History has shown Joan London to be seriously in error, and perhaps delusional. Not only has her father proven to be more than a minor literary figure, as she predicted, his stature as an American and world author is now legendary. He is far more translated and read than any other American author worldwide, and his work is experiencing yet another remarkable resurgence, not just because it’s darn good reading, but because of its extraordinary relevance to social, political, and economic conditions both here and around the world.
This is where Cecelia Tichi has once again grasped the torch that burns with Jack London’s passion for humanity and the written word; with her new book she has carried it straight into the public consciousness, to again illuminate our imagination with the thinking and work of Jack London.
That flame was previously carried by two other authors. The most important of these is Philip S. Foner, who wrote “Jack London: American Rebel” (1947). Foner calls his book “a collection of social writings along with an extensive study of the man and his times.” My review of his book states “Foner's book leaves absolutely no doubt that Jack London was the most prominent socialist in all of American history, let alone American literature. London's book “The Iron Heel” also demonstrates this, but the vast bulk of Jack London's powerful, convincing contribution to the advent of socialistic policies -- and important changes in the way we do business in this country -- has been deliberately overlooked, ignored, or suppressed by those who are uncomfortable with it.”
Foner also published excerpts from Jack London’s most important socialist works, along with many short stories and essays which dealt with social, political, and economic issues.
What is significant about Foner’s book is that he wrote it with the cooperation and collaboration of several key people who were still living at the time. He worked directly with Charmian London, Upton Sinclair, and Irving Shepard to create this volume, which provides a distinction of having access to credible and original sources that no one can today claim.
Unfortunately, Foner’s book is not well-known now except by those interested in the deeper aspects of Jack London studies. This is where Cecelia Tichi’s work becomes important, as it reintroduces this extremely important aspect of Jack London’s life’s work -- that is, his activism and advocacy for positive social change -- to a brand new audience.
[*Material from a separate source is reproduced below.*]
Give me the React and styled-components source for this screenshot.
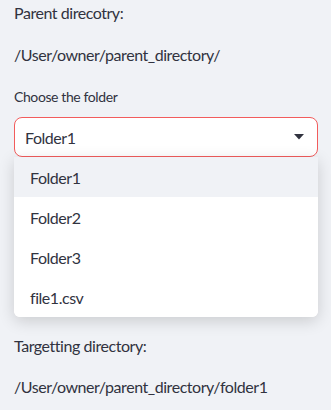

Initially, Tichi’s book showed a very clear sense of purpose and direction. Her introduction, a dramatization of Jack London’s seismic speech at Yale University on January 26, 1906, is a slam dunk, and lassoes the reader straightaway. By Chapter Two she squares off the young firebrand Jack London with Ivy Ledbetter Lee, one of the first acknowledged public relations professionals, who claimed Standard Oil as one his initial clients.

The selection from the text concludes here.